Pages as source code |
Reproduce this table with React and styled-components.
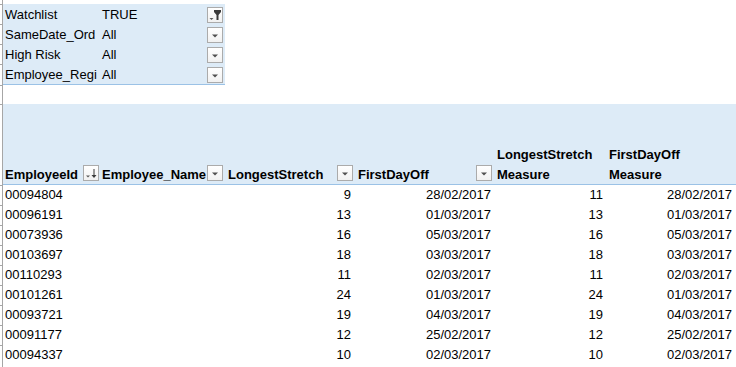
import React from "react";
import styled, { createGlobalStyle } from "styled-components";

const Global = createGlobalStyle`
  html, body { margin: 0; padding: 0; background: #fff; }
  body { font-family: "Liberation Sans", Arial, sans-serif; }
`;

const COLS = "98px 124px 130px 139px 113px 127px 1fr";

const Root = styled.div`
  display: flex;
  width: 736px;
  height: 367px;
  overflow: hidden;
  background: #fff;
  font-family: "Liberation Sans", Arial, sans-serif;
  font-size: 13px;
  color: #000;
`;

const Edge = styled.div`
  width: 3px;
  flex: none;
  box-sizing: border-box;
  border-right: 1px solid #a6a6a6;
  display: flex;
  flex-direction: column;
`;

const Tick = styled.div`
  flex: none;
  height: ${(p) => p.$h}px;
  box-sizing: border-box;
  border-top: ${(p) => (p.$first ? "none" : "1px solid #a6a6a6")};
`;

const Sheet = styled.div`
  flex: 1;
  min-width: 0;
  display: flex;
  flex-direction: column;
`;

const TopGap = styled.div`
  height: 4px;
  flex: none;
`;

const FilterArea = styled.div`
  width: 222px;
  display: grid;
  grid-template-columns: 98px 124px;
  grid-auto-rows: 20px;
  background: #ddebf7;
  border-bottom: 1px solid #9bc2e6;
  flex: none;
`;

const FilterLabel = styled.div`
  padding-left: 2px;
  line-height: 22px;
  white-space: nowrap;
  overflow: hidden;
`;

const FilterValue = styled.div`
  display: flex;
  justify-content: space-between;
  padding: 0 2px 0 1px;
  line-height: 22px;
  white-space: nowrap;
`;

const BlankRow = styled.div`
  height: 19px;
  flex: none;
`;

const HeaderRow = styled.div`
  display: grid;
  grid-template-columns: ${COLS};
  height: 80px;
  flex: none;
  background: #ddebf7;
  border-bottom: 1px solid #9bc2e6;
  font-weight: bold;
`;

const HeaderCell = styled.div`
  display: flex;
  align-items: flex-end;
  justify-content: space-between;
  padding: 0 2px 0 ${(p) => p.$pl ?? 3}px;
  line-height: 20px;
  white-space: nowrap;
  overflow: hidden;
`;

const HeaderText = styled.span`
  margin-bottom: -1px;
`;

const DropButton = styled.span`
  flex: none;
  width: 16px;
  height: 16px;
  box-sizing: border-box;
  border: 1px solid #ababab;
  background: linear-gradient(#ffffff, #f1f1f1);
  align-self: flex-end;
  margin-bottom: ${(p) => p.$mb ?? 1}px;
  display: flex;
  align-items: center;
  justify-content: center;
`;

const DataRow = styled.div`
  display: grid;
  grid-template-columns: ${COLS};
  height: 20px;
  flex: none;
  line-height: 20px;
`;

const DataCell = styled.div`
  text-align: ${(p) => (p.$right ? "right" : "left")};
  padding: 0 ${(p) => p.$pr ?? 3}px 0 2px;
  white-space: nowrap;
  overflow: hidden;
`;

const Caret = () => (
  <svg width="14" height="14" viewBox="0 0 14 14">
    <polygon points="4,6.5 10,6.5 7,9.5" fill="#505050" />
  </svg>
);

const FunnelIcon = () => (
  <svg width="14" height="14" viewBox="0 0 14 14">
    <polygon points="6,2 13,2 13,4 10.5,7 10.5,12 8.5,12 8.5,7 6,4" fill="#3a3a3a" />
    <polygon points="1.5,10 5.5,10 3.5,12" fill="#595959" />
  </svg>
);

const SortIcon = () => (
  <svg width="14" height="14" viewBox="0 0 14 14">
    <polygon points="2,9.5 6,9.5 4,11.5" fill="#595959" />
    <rect x="9.5" y="3" width="1" height="7" fill="#3a3a3a" />
    <polygon points="7.5,9 12.5,9 10,12" fill="#3a3a3a" />
  </svg>
);

const filters = [
  { label: "Watchlist", value: "TRUE", active: true },
  { label: "SameDate_Ord", value: "All" },
  { label: "High Risk", value: "All" },
  { label: "Employee_Regi", value: "All" },
];

const rows = [
  ["00094804", 9, "28/02/2017", 11, "28/02/2017"],
  ["00096191", 13, "01/03/2017", 13, "01/03/2017"],
  ["00073936", 16, "05/03/2017", 16, "05/03/2017"],
  ["00103697", 18, "03/03/2017", 18, "03/03/2017"],
  ["00110293", 11, "02/03/2017", 11, "02/03/2017"],
  ["00101261", 24, "01/03/2017", 24, "01/03/2017"],
  ["00093721", 19, "04/03/2017", 19, "04/03/2017"],
  ["00091177", 12, "25/02/2017", 12, "25/02/2017"],
  ["00094337", 10, "02/03/2017", 10, "02/03/2017"],
];

const tickHeights = [4, 20, 20, 20, 21, 19, 81, 20, 20, 20, 20, 20, 20, 20, 20, 20];

export default function App() {
  return (
    <>
      <Global />
      <Root>
        <Edge>
          {tickHeights.map((h, i) => (
            <Tick key={i} $h={h} $first={i === 0} />
          ))}
        </Edge>
        <Sheet>
          <TopGap />
          <FilterArea>
            {filters.map((f) => (
              <React.Fragment key={f.label}>
                <FilterLabel>{f.label}</FilterLabel>
                <FilterValue>
                  <span>{f.value}</span>
                  <DropButton>{f.active ? <FunnelIcon /> : <Caret />}</DropButton>
                </FilterValue>
              </React.Fragment>
            ))}
          </FilterArea>
          <BlankRow />
          <HeaderRow>
            <HeaderCell $pl={2}>
              <HeaderText>EmployeeId</HeaderText>
              <DropButton $mb={3}>
                <SortIcon />
              </DropButton>
            </HeaderCell>
            <HeaderCell $pl={1}>
              <HeaderText>Employee_Name</HeaderText>
              <DropButton $mb={3}>
                <Caret />
              </DropButton>
            </HeaderCell>
            <HeaderCell>
              <HeaderText>LongestStretch</HeaderText>
              <DropButton $mb={3}>
                <Caret />
              </DropButton>
            </HeaderCell>
            <HeaderCell>
              <HeaderText>FirstDayOff</HeaderText>
              <DropButton $mb={3}>
                <Caret />
              </DropButton>
            </HeaderCell>
            <HeaderCell>
              <HeaderText>
                LongestStretch
                <br />
                Measure
              </HeaderText>
            </HeaderCell>
            <HeaderCell $pl={2}>
              <HeaderText>
                FirstDayOff
                <br />
                Measure
              </HeaderText>
            </HeaderCell>
            <HeaderCell />
          </HeaderRow>
          {rows.map((r) => (
            <DataRow key={r[0]}>
              <DataCell>{r[0]}</DataCell>
              <DataCell />
              <DataCell $right $pr={4}>{r[1]}</DataCell>
              <DataCell $right>{r[2]}</DataCell>
              <DataCell $right $pr={4}>{r[3]}</DataCell>
              <DataCell $right $pr={2}>{r[4]}</DataCell>
              <DataCell />
            </DataRow>
          ))}
        </Sheet>
      </Root>
    </>
  );
}
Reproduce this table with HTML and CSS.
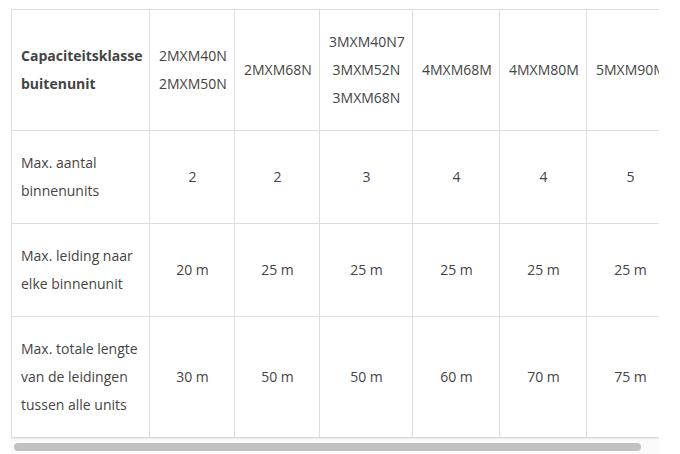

WHAT THE EXERCISE ASKS | Transcribe the material exactly, leaving every picture out.

ANSWER TO THIS TASK |
Reproduce this table with React and styled-components.
import React from "react";
import styled, { createGlobalStyle } from "styled-components";

const Global = createGlobalStyle`
  html, body { margin: 0; padding: 0; background: #fff; }
  body { font-family: "Liberation Sans", Arial, sans-serif; }
`;

const COLS = "98px 124px 130px 139px 113px 127px 1fr";

const Root = styled.div`
  display: flex;
  width: 736px;
  height: 367px;
  overflow: hidden;
  background: #fff;
  font-family: "Liberation Sans", Arial, sans-serif;
  font-size: 13px;
  color: #000;
`;

const Edge = styled.div`
  width: 3px;
  flex: none;
  box-sizing: border-box;
  border-right: 1px solid #a6a6a6;
  display: flex;
  flex-direction: column;
`;

const Tick = styled.div`
  flex: none;
  height: ${(p) => p.$h}px;
  box-sizing: border-box;
  border-top: ${(p) => (p.$first ? "none" : "1px solid #a6a6a6")};
`;

const Sheet = styled.div`
  flex: 1;
  min-width: 0;
  display: flex;
  flex-direction: column;
`;

const TopGap = styled.div`
  height: 4px;
  flex: none;
`;

const FilterArea = styled.div`
  width: 222px;
  display: grid;
  grid-template-columns: 98px 124px;
  grid-auto-rows: 20px;
  background: #ddebf7;
  border-bottom: 1px solid #9bc2e6;
  flex: none;
`;

const FilterLabel = styled.div`
  padding-left: 2px;
  line-height: 22px;
  white-space: nowrap;
  overflow: hidden;
`;

const FilterValue = styled.div`
  display: flex;
  justify-content: space-between;
  padding: 0 2px 0 1px;
  line-height: 22px;
  white-space: nowrap;
`;

const BlankRow = styled.div`
  height: 19px;
  flex: none;
`;

const HeaderRow = styled.div`
  display: grid;
  grid-template-columns: ${COLS};
  height: 80px;
  flex: none;
  background: #ddebf7;
  border-bottom: 1px solid #9bc2e6;
  font-weight: bold;
`;

const HeaderCell = styled.div`
  display: flex;
  align-items: flex-end;
  justify-content: space-between;
  padding: 0 2px 0 ${(p) => p.$pl ?? 3}px;
  line-height: 20px;
  white-space: nowrap;
  overflow: hidden;
`;

const HeaderText = styled.span`
  margin-bottom: -1px;
`;

const DropButton = styled.span`
  flex: none;
  width: 16px;
  height: 16px;
  box-sizing: border-box;
  border: 1px solid #ababab;
  background: linear-gradient(#ffffff, #f1f1f1);
  align-self: flex-end;
  margin-bottom: ${(p) => p.$mb ?? 1}px;
  display: flex;
  align-items: center;
  justify-content: center;
`;

const DataRow = styled.div`
  display: grid;
  grid-template-columns: ${COLS};
  height: 20px;
  flex: none;
  line-height: 20px;
`;

const DataCell = styled.div`
  text-align: ${(p) => (p.$right ? "right" : "left")};
  padding: 0 ${(p) => p.$pr ?? 3}px 0 2px;
  white-space: nowrap;
  overflow: hidden;
`;

const Caret = () => (
  <svg width="14" height="14" viewBox="0 0 14 14">
    <polygon points="4,6.5 10,6.5 7,9.5" fill="#505050" />
  </svg>
);

const FunnelIcon = () => (
  <svg width="14" height="14" viewBox="0 0 14 14">
    <polygon points="6,2 13,2 13,4 10.5,7 10.5,12 8.5,12 8.5,7 6,4" fill="#3a3a3a" />
    <polygon points="1.5,10 5.5,10 3.5,12" fill="#595959" />
  </svg>
);

const SortIcon = () => (
  <svg width="14" height="14" viewBox="0 0 14 14">
    <polygon points="2,9.5 6,9.5 4,11.5" fill="#595959" />
    <rect x="9.5" y="3" width="1" height="7" fill="#3a3a3a" />
    <polygon points="7.5,9 12.5,9 10,12" fill="#3a3a3a" />
  </svg>
);

const filters = [
  { label: "Watchlist", value: "TRUE", active: true },
  { label: "SameDate_Ord", value: "All" },
  { label: "High Risk", value: "All" },
  { label: "Employee_Regi", value: "All" },
];

const rows = [
  ["00094804", 9, "28/02/2017", 11, "28/02/2017"],
  ["00096191", 13, "01/03/2017", 13, "01/03/2017"],
  ["00073936", 16, "05/03/2017", 16, "05/03/2017"],
  ["00103697", 18, "03/03/2017", 18, "03/03/2017"],
  ["00110293", 11, "02/03/2017", 11, "02/03/2017"],
  ["00101261", 24, "01/03/2017", 24, "01/03/2017"],
  ["00093721", 19, "04/03/2017", 19, "04/03/2017"],
  ["00091177", 12, "25/02/2017", 12, "25/02/2017"],
  ["00094337", 10, "02/03/2017", 10, "02/03/2017"],
];

const tickHeights = [4, 20, 20, 20, 21, 19, 81, 20, 20, 20, 20, 20, 20, 20, 20, 20];

export default function App() {
  return (
    <>
      <Global />
      <Root>
        <Edge>
          {tickHeights.map((h, i) => (
            <Tick key={i} $h={h} $first={i === 0} />
          ))}
        </Edge>
        <Sheet>
          <TopGap />
          <FilterArea>
            {filters.map((f) => (
              <React.Fragment key={f.label}>
                <FilterLabel>{f.label}</FilterLabel>
                <FilterValue>
                  <span>{f.value}</span>
                  <DropButton>{f.active ? <FunnelIcon /> : <Caret />}</DropButton>
                </FilterValue>
              </React.Fragment>
            ))}
          </FilterArea>
          <BlankRow />
          <HeaderRow>
            <HeaderCell $pl={2}>
              <HeaderText>EmployeeId</HeaderText>
              <DropButton $mb={3}>
                <SortIcon />
              </DropButton>
            </HeaderCell>
            <HeaderCell $pl={1}>
              <HeaderText>Employee_Name</HeaderText>
              <DropButton $mb={3}>
                <Caret />
              </DropButton>
            </HeaderCell>
            <HeaderCell>
              <HeaderText>LongestStretch</HeaderText>
              <DropButton $mb={3}>
                <Caret />
              </DropButton>
            </HeaderCell>
            <HeaderCell>
              <HeaderText>FirstDayOff</HeaderText>
              <DropButton $mb={3}>
                <Caret />
              </DropButton>
            </HeaderCell>
            <HeaderCell>
              <HeaderText>
                LongestStretch
                <br />
                Measure
              </HeaderText>
            </HeaderCell>
            <HeaderCell $pl={2}>
              <HeaderText>
                FirstDayOff
                <br />
                Measure
              </HeaderText>
            </HeaderCell>
            <HeaderCell />
          </HeaderRow>
          {rows.map((r) => (
            <DataRow key={r[0]}>
              <DataCell>{r[0]}</DataCell>
              <DataCell />
              <DataCell $right $pr={4}>{r[1]}</DataCell>
              <DataCell $right>{r[2]}</DataCell>
              <DataCell $right $pr={4}>{r[3]}</DataCell>
              <DataCell $right $pr={2}>{r[4]}</DataCell>
              <DataCell />
            </DataRow>
          ))}
        </Sheet>
      </Root>
    </>
  );
}
Reproduce this table with HTML and CSS.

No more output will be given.